▸ What is asked
Only the lines from the top of the records below through the line containing "string; dim?: string;" should be printed, exactly and without pictures.

▸ Items from a dataset

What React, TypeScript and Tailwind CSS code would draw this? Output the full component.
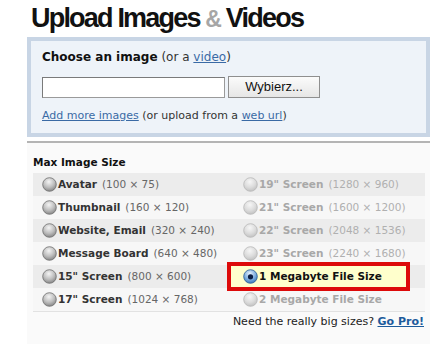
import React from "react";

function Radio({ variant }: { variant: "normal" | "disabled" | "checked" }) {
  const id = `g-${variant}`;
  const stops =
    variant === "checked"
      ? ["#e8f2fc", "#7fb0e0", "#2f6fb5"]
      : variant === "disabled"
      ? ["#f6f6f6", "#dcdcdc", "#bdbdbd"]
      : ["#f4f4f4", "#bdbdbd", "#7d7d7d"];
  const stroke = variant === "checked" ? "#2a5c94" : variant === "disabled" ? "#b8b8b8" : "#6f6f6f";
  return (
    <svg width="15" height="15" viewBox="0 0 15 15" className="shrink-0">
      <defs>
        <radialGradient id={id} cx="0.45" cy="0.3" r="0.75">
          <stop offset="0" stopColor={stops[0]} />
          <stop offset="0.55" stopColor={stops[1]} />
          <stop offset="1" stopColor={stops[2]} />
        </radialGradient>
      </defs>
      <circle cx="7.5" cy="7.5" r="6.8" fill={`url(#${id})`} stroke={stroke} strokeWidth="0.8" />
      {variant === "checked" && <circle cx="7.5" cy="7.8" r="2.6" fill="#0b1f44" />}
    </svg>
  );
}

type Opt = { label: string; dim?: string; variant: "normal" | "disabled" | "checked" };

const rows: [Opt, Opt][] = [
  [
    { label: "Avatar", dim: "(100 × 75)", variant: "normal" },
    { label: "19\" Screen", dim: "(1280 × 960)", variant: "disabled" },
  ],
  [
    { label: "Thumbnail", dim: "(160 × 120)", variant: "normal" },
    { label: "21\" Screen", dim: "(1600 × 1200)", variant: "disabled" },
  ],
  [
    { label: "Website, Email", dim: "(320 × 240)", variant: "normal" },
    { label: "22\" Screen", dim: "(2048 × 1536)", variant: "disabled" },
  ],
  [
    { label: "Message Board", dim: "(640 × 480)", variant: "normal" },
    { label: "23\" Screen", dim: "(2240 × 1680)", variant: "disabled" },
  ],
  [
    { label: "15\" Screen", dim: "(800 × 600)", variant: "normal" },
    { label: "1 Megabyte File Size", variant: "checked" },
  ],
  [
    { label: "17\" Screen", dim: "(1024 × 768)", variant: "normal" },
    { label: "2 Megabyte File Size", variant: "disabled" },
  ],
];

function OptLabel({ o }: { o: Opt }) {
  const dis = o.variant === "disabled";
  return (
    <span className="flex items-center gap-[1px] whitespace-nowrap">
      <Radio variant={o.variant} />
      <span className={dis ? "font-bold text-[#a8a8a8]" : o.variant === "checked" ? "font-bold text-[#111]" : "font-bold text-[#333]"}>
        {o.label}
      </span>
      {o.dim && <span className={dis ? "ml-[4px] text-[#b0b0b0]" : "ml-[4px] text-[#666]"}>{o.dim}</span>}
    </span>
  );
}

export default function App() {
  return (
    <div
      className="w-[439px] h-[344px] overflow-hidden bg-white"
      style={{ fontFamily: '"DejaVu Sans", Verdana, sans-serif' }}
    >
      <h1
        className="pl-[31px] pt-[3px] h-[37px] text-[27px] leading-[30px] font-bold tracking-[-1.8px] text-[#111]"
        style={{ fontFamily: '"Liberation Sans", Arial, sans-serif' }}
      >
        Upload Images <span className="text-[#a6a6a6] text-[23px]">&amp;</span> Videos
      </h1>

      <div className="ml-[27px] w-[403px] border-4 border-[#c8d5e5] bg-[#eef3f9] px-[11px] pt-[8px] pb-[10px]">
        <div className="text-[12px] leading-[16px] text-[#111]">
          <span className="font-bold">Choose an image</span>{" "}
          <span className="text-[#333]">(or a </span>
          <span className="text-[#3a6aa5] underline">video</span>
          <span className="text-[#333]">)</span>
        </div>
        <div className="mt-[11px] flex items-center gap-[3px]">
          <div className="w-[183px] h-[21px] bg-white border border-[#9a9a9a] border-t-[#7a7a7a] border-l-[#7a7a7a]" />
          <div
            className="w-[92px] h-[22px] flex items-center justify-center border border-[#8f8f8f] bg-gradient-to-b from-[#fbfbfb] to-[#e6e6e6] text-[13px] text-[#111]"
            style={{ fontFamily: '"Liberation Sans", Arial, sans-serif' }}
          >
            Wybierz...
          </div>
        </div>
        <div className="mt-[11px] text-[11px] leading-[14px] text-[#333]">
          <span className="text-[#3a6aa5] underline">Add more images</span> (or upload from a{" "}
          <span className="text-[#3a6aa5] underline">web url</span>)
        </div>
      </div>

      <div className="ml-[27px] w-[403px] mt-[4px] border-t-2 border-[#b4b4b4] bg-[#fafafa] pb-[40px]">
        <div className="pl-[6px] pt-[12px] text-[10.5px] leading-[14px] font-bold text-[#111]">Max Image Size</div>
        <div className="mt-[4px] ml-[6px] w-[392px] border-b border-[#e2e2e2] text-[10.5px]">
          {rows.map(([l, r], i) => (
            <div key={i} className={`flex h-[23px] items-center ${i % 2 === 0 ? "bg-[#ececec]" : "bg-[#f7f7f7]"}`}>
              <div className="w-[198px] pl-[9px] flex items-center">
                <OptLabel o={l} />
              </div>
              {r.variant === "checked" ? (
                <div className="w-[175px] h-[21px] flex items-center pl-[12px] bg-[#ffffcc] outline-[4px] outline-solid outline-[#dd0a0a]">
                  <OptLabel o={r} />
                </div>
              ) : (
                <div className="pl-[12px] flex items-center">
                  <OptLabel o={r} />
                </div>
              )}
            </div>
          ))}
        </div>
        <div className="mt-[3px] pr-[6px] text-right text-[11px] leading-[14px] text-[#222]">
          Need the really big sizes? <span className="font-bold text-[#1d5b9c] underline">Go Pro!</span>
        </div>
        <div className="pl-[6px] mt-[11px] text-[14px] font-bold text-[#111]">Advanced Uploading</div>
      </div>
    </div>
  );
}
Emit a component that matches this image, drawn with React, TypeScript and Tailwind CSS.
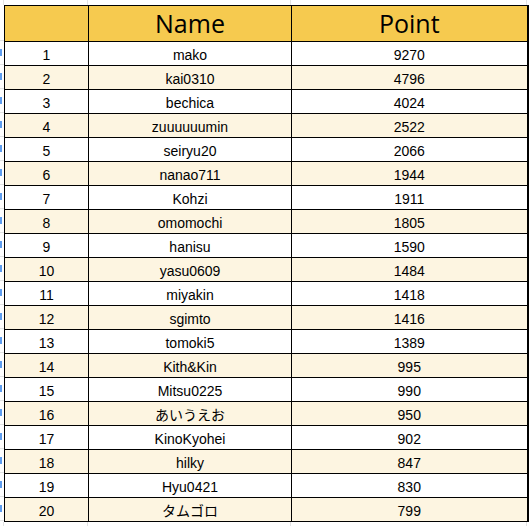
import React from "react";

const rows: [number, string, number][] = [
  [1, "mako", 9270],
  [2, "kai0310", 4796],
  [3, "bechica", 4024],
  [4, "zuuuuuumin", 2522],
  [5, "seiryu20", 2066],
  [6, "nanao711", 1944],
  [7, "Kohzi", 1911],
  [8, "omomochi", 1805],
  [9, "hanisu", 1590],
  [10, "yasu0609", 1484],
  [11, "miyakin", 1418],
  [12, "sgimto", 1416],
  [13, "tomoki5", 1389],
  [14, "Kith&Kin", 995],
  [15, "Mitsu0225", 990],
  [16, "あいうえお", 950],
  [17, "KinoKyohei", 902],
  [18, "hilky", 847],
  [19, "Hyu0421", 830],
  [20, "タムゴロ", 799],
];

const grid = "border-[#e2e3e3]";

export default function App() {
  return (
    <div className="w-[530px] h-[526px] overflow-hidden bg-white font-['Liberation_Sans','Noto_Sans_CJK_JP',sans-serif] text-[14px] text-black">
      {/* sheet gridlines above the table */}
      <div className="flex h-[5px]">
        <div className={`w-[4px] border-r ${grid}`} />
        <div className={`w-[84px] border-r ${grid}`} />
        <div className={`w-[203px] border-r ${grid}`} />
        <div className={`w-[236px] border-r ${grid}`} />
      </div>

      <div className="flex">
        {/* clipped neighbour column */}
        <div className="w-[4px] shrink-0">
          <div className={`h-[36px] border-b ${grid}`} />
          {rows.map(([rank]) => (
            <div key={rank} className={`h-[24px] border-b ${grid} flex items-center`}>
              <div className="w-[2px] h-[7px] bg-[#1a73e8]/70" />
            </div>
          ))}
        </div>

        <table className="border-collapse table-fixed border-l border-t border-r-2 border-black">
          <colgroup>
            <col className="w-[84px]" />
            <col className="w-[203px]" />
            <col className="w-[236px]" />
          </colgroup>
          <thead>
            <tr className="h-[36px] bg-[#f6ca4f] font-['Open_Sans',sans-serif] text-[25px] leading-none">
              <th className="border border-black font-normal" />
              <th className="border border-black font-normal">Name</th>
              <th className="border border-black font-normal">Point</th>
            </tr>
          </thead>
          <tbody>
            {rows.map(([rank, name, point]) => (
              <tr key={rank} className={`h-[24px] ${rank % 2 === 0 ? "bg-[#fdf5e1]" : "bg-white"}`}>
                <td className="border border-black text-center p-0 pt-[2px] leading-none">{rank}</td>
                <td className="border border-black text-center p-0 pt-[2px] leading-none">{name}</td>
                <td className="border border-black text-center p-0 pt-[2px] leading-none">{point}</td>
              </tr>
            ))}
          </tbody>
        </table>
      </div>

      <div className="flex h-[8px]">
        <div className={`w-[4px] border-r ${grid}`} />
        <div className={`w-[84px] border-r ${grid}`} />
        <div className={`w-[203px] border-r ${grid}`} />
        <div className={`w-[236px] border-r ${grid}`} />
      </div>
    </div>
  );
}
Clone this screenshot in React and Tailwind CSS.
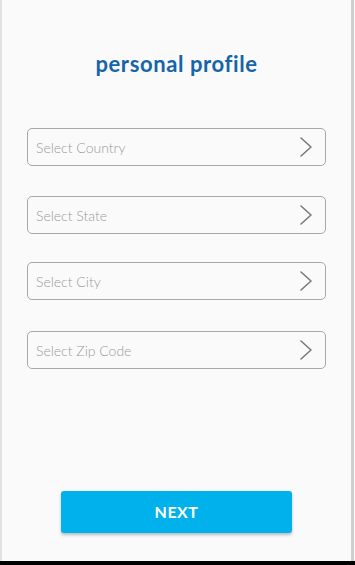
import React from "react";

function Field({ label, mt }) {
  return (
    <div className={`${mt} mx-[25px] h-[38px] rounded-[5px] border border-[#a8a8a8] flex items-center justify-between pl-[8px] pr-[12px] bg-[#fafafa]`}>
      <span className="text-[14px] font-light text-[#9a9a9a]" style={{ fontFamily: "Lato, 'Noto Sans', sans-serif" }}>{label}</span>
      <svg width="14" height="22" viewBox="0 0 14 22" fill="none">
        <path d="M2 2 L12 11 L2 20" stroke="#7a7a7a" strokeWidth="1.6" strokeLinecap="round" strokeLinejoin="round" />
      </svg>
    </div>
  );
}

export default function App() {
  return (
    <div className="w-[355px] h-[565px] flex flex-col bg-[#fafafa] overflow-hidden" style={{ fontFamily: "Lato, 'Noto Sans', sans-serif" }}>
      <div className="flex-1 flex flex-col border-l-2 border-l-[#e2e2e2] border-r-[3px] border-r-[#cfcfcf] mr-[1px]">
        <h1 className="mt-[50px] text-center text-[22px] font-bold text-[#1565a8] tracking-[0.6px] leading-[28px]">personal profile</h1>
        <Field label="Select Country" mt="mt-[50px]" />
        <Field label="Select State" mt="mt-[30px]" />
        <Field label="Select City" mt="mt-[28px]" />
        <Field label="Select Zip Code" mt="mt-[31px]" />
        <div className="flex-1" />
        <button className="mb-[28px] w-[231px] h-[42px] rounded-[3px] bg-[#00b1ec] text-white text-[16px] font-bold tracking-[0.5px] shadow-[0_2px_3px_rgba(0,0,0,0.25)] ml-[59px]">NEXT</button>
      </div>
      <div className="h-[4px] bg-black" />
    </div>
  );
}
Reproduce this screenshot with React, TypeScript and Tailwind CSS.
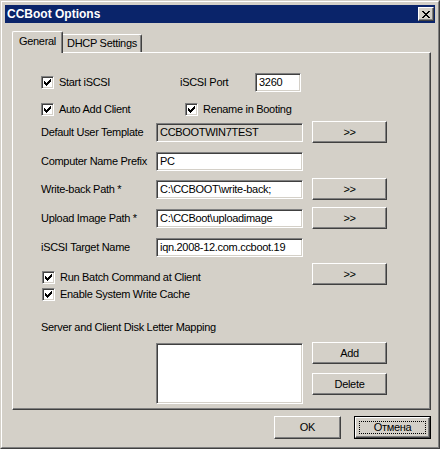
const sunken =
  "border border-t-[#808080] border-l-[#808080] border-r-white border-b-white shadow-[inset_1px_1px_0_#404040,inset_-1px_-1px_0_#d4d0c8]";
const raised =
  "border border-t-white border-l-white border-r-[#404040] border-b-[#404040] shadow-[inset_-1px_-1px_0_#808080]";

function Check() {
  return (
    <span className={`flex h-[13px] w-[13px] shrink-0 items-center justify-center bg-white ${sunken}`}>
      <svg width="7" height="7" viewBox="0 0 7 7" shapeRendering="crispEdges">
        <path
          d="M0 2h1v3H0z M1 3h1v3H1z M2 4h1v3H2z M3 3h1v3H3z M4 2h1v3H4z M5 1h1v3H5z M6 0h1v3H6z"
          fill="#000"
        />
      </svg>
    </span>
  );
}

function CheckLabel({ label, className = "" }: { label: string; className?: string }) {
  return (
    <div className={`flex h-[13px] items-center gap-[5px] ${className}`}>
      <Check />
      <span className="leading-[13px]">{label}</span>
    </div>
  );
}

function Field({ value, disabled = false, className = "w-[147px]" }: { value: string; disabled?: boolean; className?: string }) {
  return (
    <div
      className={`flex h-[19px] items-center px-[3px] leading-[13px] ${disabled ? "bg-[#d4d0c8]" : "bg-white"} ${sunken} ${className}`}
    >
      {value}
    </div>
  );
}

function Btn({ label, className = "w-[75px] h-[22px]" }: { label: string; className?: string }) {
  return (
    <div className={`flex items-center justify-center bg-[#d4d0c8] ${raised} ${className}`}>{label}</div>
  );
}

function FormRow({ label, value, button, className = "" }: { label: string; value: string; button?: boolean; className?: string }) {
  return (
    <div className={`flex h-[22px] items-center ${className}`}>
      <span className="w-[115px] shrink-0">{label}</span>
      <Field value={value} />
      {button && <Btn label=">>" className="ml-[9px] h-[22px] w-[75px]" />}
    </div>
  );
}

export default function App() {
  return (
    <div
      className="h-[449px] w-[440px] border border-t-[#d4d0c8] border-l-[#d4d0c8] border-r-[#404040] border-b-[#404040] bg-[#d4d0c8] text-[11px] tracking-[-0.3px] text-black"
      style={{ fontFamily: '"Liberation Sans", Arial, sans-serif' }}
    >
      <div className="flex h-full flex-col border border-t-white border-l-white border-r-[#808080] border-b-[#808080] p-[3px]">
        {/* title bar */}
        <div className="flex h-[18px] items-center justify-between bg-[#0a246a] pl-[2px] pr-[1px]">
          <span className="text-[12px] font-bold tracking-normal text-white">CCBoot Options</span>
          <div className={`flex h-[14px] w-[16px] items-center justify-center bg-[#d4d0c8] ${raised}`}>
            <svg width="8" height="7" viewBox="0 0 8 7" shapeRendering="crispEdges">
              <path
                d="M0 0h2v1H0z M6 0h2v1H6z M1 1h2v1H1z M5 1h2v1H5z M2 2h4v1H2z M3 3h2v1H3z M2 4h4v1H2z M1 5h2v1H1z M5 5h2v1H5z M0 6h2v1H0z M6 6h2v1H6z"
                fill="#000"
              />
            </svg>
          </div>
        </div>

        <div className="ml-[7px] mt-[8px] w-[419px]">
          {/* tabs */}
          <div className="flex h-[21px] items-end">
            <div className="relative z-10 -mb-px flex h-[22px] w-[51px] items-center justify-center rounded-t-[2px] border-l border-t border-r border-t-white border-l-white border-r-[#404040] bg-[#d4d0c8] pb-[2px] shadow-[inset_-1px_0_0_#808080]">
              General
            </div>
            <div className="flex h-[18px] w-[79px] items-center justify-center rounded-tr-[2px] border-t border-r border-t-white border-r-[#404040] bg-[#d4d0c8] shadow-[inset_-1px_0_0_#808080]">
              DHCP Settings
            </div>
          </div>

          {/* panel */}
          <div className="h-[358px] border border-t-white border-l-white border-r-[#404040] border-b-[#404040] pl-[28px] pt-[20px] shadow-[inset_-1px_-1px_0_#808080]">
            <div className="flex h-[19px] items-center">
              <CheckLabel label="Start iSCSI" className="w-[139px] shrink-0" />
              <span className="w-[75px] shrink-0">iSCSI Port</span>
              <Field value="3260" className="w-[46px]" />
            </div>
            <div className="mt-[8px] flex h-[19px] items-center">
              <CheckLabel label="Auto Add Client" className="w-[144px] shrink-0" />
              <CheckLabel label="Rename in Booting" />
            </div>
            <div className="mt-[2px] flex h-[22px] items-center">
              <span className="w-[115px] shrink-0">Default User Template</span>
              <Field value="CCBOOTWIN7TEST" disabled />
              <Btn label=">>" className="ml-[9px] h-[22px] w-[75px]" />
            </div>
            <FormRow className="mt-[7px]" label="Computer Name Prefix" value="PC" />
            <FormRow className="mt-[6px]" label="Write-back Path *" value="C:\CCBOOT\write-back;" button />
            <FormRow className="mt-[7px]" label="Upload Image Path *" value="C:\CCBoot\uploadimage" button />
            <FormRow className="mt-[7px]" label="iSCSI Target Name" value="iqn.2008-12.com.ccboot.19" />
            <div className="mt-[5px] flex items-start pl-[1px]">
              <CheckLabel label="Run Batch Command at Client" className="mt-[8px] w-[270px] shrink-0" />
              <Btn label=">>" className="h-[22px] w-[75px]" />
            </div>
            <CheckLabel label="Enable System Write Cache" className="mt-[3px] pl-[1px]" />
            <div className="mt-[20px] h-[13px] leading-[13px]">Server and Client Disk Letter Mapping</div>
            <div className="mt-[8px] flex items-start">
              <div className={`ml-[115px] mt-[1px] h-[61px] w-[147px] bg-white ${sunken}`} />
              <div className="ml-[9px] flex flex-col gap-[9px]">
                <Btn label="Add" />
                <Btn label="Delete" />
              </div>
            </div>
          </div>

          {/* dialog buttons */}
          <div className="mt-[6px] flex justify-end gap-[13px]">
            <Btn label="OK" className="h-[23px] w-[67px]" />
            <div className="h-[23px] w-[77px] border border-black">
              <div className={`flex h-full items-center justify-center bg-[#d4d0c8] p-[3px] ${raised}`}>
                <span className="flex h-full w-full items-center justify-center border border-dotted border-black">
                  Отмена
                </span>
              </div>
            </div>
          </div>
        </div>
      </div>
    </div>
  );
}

▸ Correct output
What React, TypeScript and Tailwind CSS code would draw this? Output the full component.
import React from "react";

function Radio({ variant }: { variant: "normal" | "disabled" | "checked" }) {
  const id = `g-${variant}`;
  const stops =
    variant === "checked"
      ? ["#e8f2fc", "#7fb0e0", "#2f6fb5"]
      : variant === "disabled"
      ? ["#f6f6f6", "#dcdcdc", "#bdbdbd"]
      : ["#f4f4f4", "#bdbdbd", "#7d7d7d"];
  const stroke = variant === "checked" ? "#2a5c94" : variant === "disabled" ? "#b8b8b8" : "#6f6f6f";
  return (
    <svg width="15" height="15" viewBox="0 0 15 15" className="shrink-0">
      <defs>
        <radialGradient id={id} cx="0.45" cy="0.3" r="0.75">
          <stop offset="0" stopColor={stops[0]} />
          <stop offset="0.55" stopColor={stops[1]} />
          <stop offset="1" stopColor={stops[2]} />
        </radialGradient>
      </defs>
      <circle cx="7.5" cy="7.5" r="6.8" fill={`url(#${id})`} stroke={stroke} strokeWidth="0.8" />
      {variant === "checked" && <circle cx="7.5" cy="7.8" r="2.6" fill="#0b1f44" />}
    </svg>
  );
}

type Opt = { label: string; dim?: string; variant: "normal" | "disabled" | "checked" };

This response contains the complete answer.